> Work to be completed
Quote the listing below in full and exactly as written, but omit every picture.

> Material
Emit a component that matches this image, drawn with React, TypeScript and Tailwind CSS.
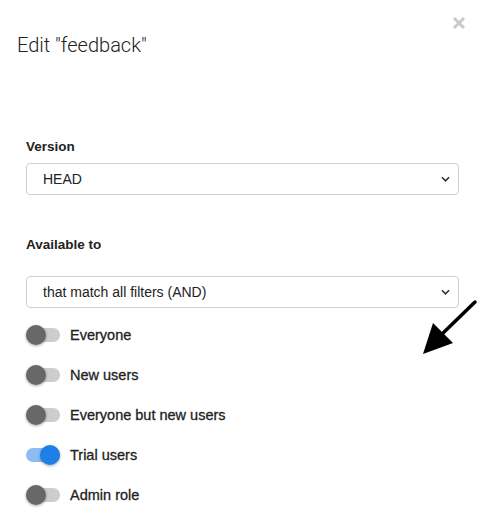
import { useState } from "react";

const filters = [
  { id: "everyone", label: "Everyone", on: false },
  { id: "new", label: "New users", on: false },
  { id: "not-new", label: "Everyone but new users", on: false },
  { id: "trial", label: "Trial users", on: true },
  { id: "admin", label: "Admin role", on: false },
];

function Chevron() {
  return (
    <svg
      viewBox="0 0 10 6"
      className="pointer-events-none absolute right-[9px] top-1/2 h-[6px] w-[9px] -translate-y-1/2"
    >
      <path d="M1 1l4 4 4-4" fill="none" stroke="#333" strokeWidth="1.8" />
    </svg>
  );
}

function Select({ value }: { value: string }) {
  return (
    <div className="relative">
      <select
        defaultValue={value}
        className="h-[32px] w-full appearance-none rounded-[4px] border border-[#cfcfcf] bg-white pl-[16px] text-[14px] text-[#222] outline-none"
      >
        <option>{value}</option>
      </select>
      <Chevron />
    </div>
  );
}

function Toggle({ on, onClick }: { on: boolean; onClick: () => void }) {
  return (
    <button
      type="button"
      onClick={onClick}
      className={`relative h-[14px] w-[34px] rounded-full ${on ? "bg-[#8dbcf2]" : "bg-[#cdcdcd]"}`}
    >
      <span
        className={`absolute top-1/2 size-[20px] -translate-y-1/2 rounded-full shadow-[0_1px_3px_rgba(0,0,0,0.35)] ${
          on ? "left-[14px] bg-[#1e7fe6]" : "left-[0px] bg-[#686868]"
        }`}
      />
    </button>
  );
}

export default function App() {
  const [state, setState] = useState(filters);

  return (
    <div className="relative min-h-[529px] w-[494px] bg-white font-['Liberation_Sans',Arial,sans-serif] text-[#333]">
      <button
        type="button"
        className="absolute right-[28px] top-[16px] size-[14px]"
        aria-label="Close"
      >
        <svg viewBox="0 0 14 14" className="size-[14px]">
          <path d="M2 2l10 10M12 2L2 12" stroke="#c9c9c9" strokeWidth="3" />
        </svg>
      </button>

      <h1 className="px-[17px] pt-[32px] font-['Roboto',sans-serif] text-[20px] font-light leading-[26px] text-[#222]">
        Edit "feedback"
      </h1>

      <div className="pl-[26px] pr-[35px] pt-[81px]">
        <label className="block text-[13.5px] font-bold leading-[16px] text-[#222]">
          Version
        </label>
        <div className="mt-[8px]">
          <Select value="HEAD" />
        </div>

        <label className="mt-[42px] block text-[13.5px] font-bold leading-[16px] text-[#222]">
          Available to
        </label>
        <div className="mt-[23px]">
          <Select value="that match all filters (AND)" />
        </div>

        <div className="mt-[7px] flex flex-col">
          {state.map((f, i) => (
            <div key={f.id} className="flex h-[40px] items-center gap-[10px]">
              <Toggle
                on={f.on}
                onClick={() =>
                  setState((s) =>
                    s.map((x, j) => (j === i ? { ...x, on: !x.on } : x))
                  )
                }
              />
              <span className="text-[14.5px] leading-[16px] text-[#222] [-webkit-text-stroke:0.3px_#222]">
                {f.label}
              </span>
            </div>
          ))}
        </div>
      </div>

      <svg
        viewBox="0 0 494 529"
        className="pointer-events-none absolute left-0 top-0 h-[529px] w-[494px]"
      >
        <path d="M475 302L440 336" stroke="#000" strokeWidth="3.5" strokeLinecap="round" />
        <polygon points="423,354 433,323 453,343" fill="#000" />
      </svg>
    </div>
  );
}
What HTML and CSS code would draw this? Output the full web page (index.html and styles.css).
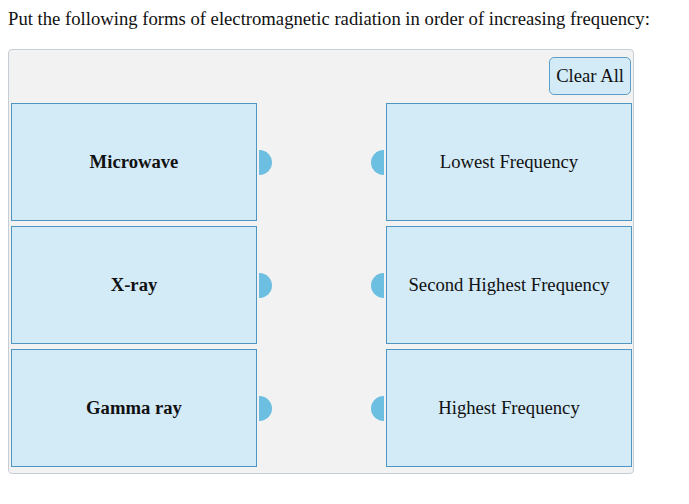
FILE: index.html
```html
<!DOCTYPE html>
<html lang="en">

<head>
  <meta charset="UTF-8" />
  <meta name="viewport" content="width=device-width, initial-scale=1.0" />
  <title>Matching Question</title>
  <link rel="stylesheet" href="styles.css">
</head>

<body>

  <p class="prompt">Put the following forms of electromagnetic radiation in order of increasing frequency:</p>

  <div class="match">
    <div class="toolbar">
      <button class="clear">Clear All</button>
    </div>

    <div class="pairs">
      <div class="item source">Microwave</div>
      <span class="dot dot-right"></span>
      <span></span>
      <span class="dot dot-left"></span>
      <div class="item target">Lowest Frequency</div>

      <div class="item source">X-ray</div>
      <span class="dot dot-right"></span>
      <span></span>
      <span class="dot dot-left"></span>
      <div class="item target">Second Highest Frequency</div>

      <div class="item source">Gamma ray</div>
      <span class="dot dot-right"></span>
      <span></span>
      <span class="dot dot-left"></span>
      <div class="item target">Highest Frequency</div>
    </div>
  </div>

</body>

</html>
```

FILE: styles.css
```css
* {
  box-sizing: border-box;
  margin: 0;
  padding: 0;
}

body {
  margin: 8px;
  font-family: "Liberation Serif", "Times New Roman", serif;
  font-size: 18.67px;
  color: #111;
  background: #fff;
}

.prompt {
  line-height: 21px;
  margin-bottom: 20px;
}

.match {
  width: 626px;
  background: #f2f2f2;
  border: 1px solid #c6cdd4;
  border-radius: 4px;
  padding: 7px 1px 6px 2px;
}

.toolbar {
  display: flex;
  justify-content: flex-end;
  margin-bottom: 8px;
  padding-right: 1px;
}

.clear {
  font-family: inherit;
  font-size: 18.67px;
  line-height: 20px;
  color: #111;
  background: #d3eaf7;
  border: 1px solid #5d9fc8;
  border-radius: 5px;
  padding: 8px 6px;
  cursor: pointer;
}

.pairs {
  display: grid;
  grid-template-columns: 246px 15px 1fr 15px 246px;
  grid-auto-rows: 118px;
  row-gap: 5px;
  align-items: center;
}

.item {
  height: 100%;
  display: flex;
  align-items: center;
  justify-content: center;
  text-align: center;
  background: #d3eaf7;
  border: 1px solid #4f97c2;
}

.source {
  font-weight: bold;
}

.dot {
  width: 13px;
  height: 25px;
  background: #6dbfe1;
}

.dot-right {
  margin-left: 2px;
  border-radius: 0 13px 13px 0;
}

.dot-left {
  justify-self: end;
  margin-right: 2px;
  border-radius: 13px 0 0 13px;
}
```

> Solution
Emit a component that matches this image, drawn with React, TypeScript and Tailwind CSS.
import { useState } from "react";

const filters = [
  { id: "everyone", label: "Everyone", on: false },
  { id: "new", label: "New users", on: false },
  { id: "not-new", label: "Everyone but new users", on: false },
  { id: "trial", label: "Trial users", on: true },
  { id: "admin", label: "Admin role", on: false },
];

function Chevron() {
  return (
    <svg
      viewBox="0 0 10 6"
      className="pointer-events-none absolute right-[9px] top-1/2 h-[6px] w-[9px] -translate-y-1/2"
    >
      <path d="M1 1l4 4 4-4" fill="none" stroke="#333" strokeWidth="1.8" />
    </svg>
  );
}

function Select({ value }: { value: string }) {
  return (
    <div className="relative">
      <select
        defaultValue={value}
        className="h-[32px] w-full appearance-none rounded-[4px] border border-[#cfcfcf] bg-white pl-[16px] text-[14px] text-[#222] outline-none"
      >
        <option>{value}</option>
      </select>
      <Chevron />
    </div>
  );
}

function Toggle({ on, onClick }: { on: boolean; onClick: () => void }) {
  return (
    <button
      type="button"
      onClick={onClick}
      className={`relative h-[14px] w-[34px] rounded-full ${on ? "bg-[#8dbcf2]" : "bg-[#cdcdcd]"}`}
    >
      <span
        className={`absolute top-1/2 size-[20px] -translate-y-1/2 rounded-full shadow-[0_1px_3px_rgba(0,0,0,0.35)] ${
          on ? "left-[14px] bg-[#1e7fe6]" : "left-[0px] bg-[#686868]"
        }`}
      />
    </button>
  );
}

export default function App() {
  const [state, setState] = useState(filters);

  return (
    <div className="relative min-h-[529px] w-[494px] bg-white font-['Liberation_Sans',Arial,sans-serif] text-[#333]">
      <button
        type="button"
        className="absolute right-[28px] top-[16px] size-[14px]"
        aria-label="Close"
      >
        <svg viewBox="0 0 14 14" className="size-[14px]">
          <path d="M2 2l10 10M12 2L2 12" stroke="#c9c9c9" strokeWidth="3" />
        </svg>
      </button>

      <h1 className="px-[17px] pt-[32px] font-['Roboto',sans-serif] text-[20px] font-light leading-[26px] text-[#222]">
        Edit "feedback"
      </h1>

      <div className="pl-[26px] pr-[35px] pt-[81px]">
        <label className="block text-[13.5px] font-bold leading-[16px] text-[#222]">
          Version
        </label>
        <div className="mt-[8px]">
          <Select value="HEAD" />
        </div>

        <label className="mt-[42px] block text-[13.5px] font-bold leading-[16px] text-[#222]">
          Available to
        </label>
        <div className="mt-[23px]">
          <Select value="that match all filters (AND)" />
        </div>

        <div className="mt-[7px] flex flex-col">
          {state.map((f, i) => (
            <div key={f.id} className="flex h-[40px] items-center gap-[10px]">
              <Toggle
                on={f.on}
                onClick={() =>
                  setState((s) =>
                    s.map((x, j) => (j === i ? { ...x, on: !x.on } : x))
                  )
                }
              />
              <span className="text-[14.5px] leading-[16px] text-[#222] [-webkit-text-stroke:0.3px_#222]">
                {f.label}
              </span>
            </div>
          ))}
        </div>
      </div>

      <svg
        viewBox="0 0 494 529"
        className="pointer-events-none absolute left-0 top-0 h-[529px] w-[494px]"
      >
        <path d="M475 302L440 336" stroke="#000" strokeWidth="3.5" strokeLinecap="round" />
        <polygon points="423,354 433,323 453,343" fill="#000" />
      </svg>
    </div>
  );
}
What HTML and CSS code would draw this? Output the full web page (index.html and styles.css).
FILE: index.html
```html
<!DOCTYPE html>
<html lang="en">

<head>
  <meta charset="UTF-8" />
  <meta name="viewport" content="width=device-width, initial-scale=1.0" />
  <title>Matching Question</title>
  <link rel="stylesheet" href="styles.css">
</head>

<body>

  <p class="prompt">Put the following forms of electromagnetic radiation in order of increasing frequency:</p>

  <div class="match">
    <div class="toolbar">
      <button class="clear">Clear All</button>
    </div>

    <div class="pairs">
      <div class="item source">Microwave</div>
      <span class="dot dot-right"></span>
      <span></span>
      <span class="dot dot-left"></span>
      <div class="item target">Lowest Frequency</div>

      <div class="item source">X-ray</div>
      <span class="dot dot-right"></span>
      <span></span>
      <span class="dot dot-left"></span>
      <div class="item target">Second Highest Frequency</div>

      <div class="item source">Gamma ray</div>
      <span class="dot dot-right"></span>
      <span></span>
      <span class="dot dot-left"></span>
      <div class="item target">Highest Frequency</div>
    </div>
  </div>

</body>

</html>
```

FILE: styles.css
```css
* {
  box-sizing: border-box;
  margin: 0;
  padding: 0;
}

body {
  margin: 8px;
  font-family: "Liberation Serif", "Times New Roman", serif;
  font-size: 18.67px;
  color: #111;
  background: #fff;
}

.prompt {
  line-height: 21px;
  margin-bottom: 20px;
}

.match {
  width: 626px;
  background: #f2f2f2;
  border: 1px solid #c6cdd4;
  border-radius: 4px;
  padding: 7px 1px 6px 2px;
}

.toolbar {
  display: flex;
  justify-content: flex-end;
  margin-bottom: 8px;
  padding-right: 1px;
}

.clear {
  font-family: inherit;
  font-size: 18.67px;
  line-height: 20px;
  color: #111;
  background: #d3eaf7;
  border: 1px solid #5d9fc8;
  border-radius: 5px;
  padding: 8px 6px;
  cursor: pointer;
}

.pairs {
  display: grid;
  grid-template-columns: 246px 15px 1fr 15px 246px;
  grid-auto-rows: 118px;
  row-gap: 5px;
  align-items: center;
}

.item {
  height: 100%;
  display: flex;
  align-items: center;
  justify-content: center;
  text-align: center;
  background: #d3eaf7;
  border: 1px solid #4f97c2;
}

.source {
  font-weight: bold;
}

.dot {
  width: 13px;
  height: 25px;
  background: #6dbfe1;
}

.dot-right {
  margin-left: 2px;
  border-radius: 0 13px 13px 0;
}

.dot-left {
  justify-self: end;
  margin-right: 2px;
  border-radius: 13px 0 0 13px;
}
```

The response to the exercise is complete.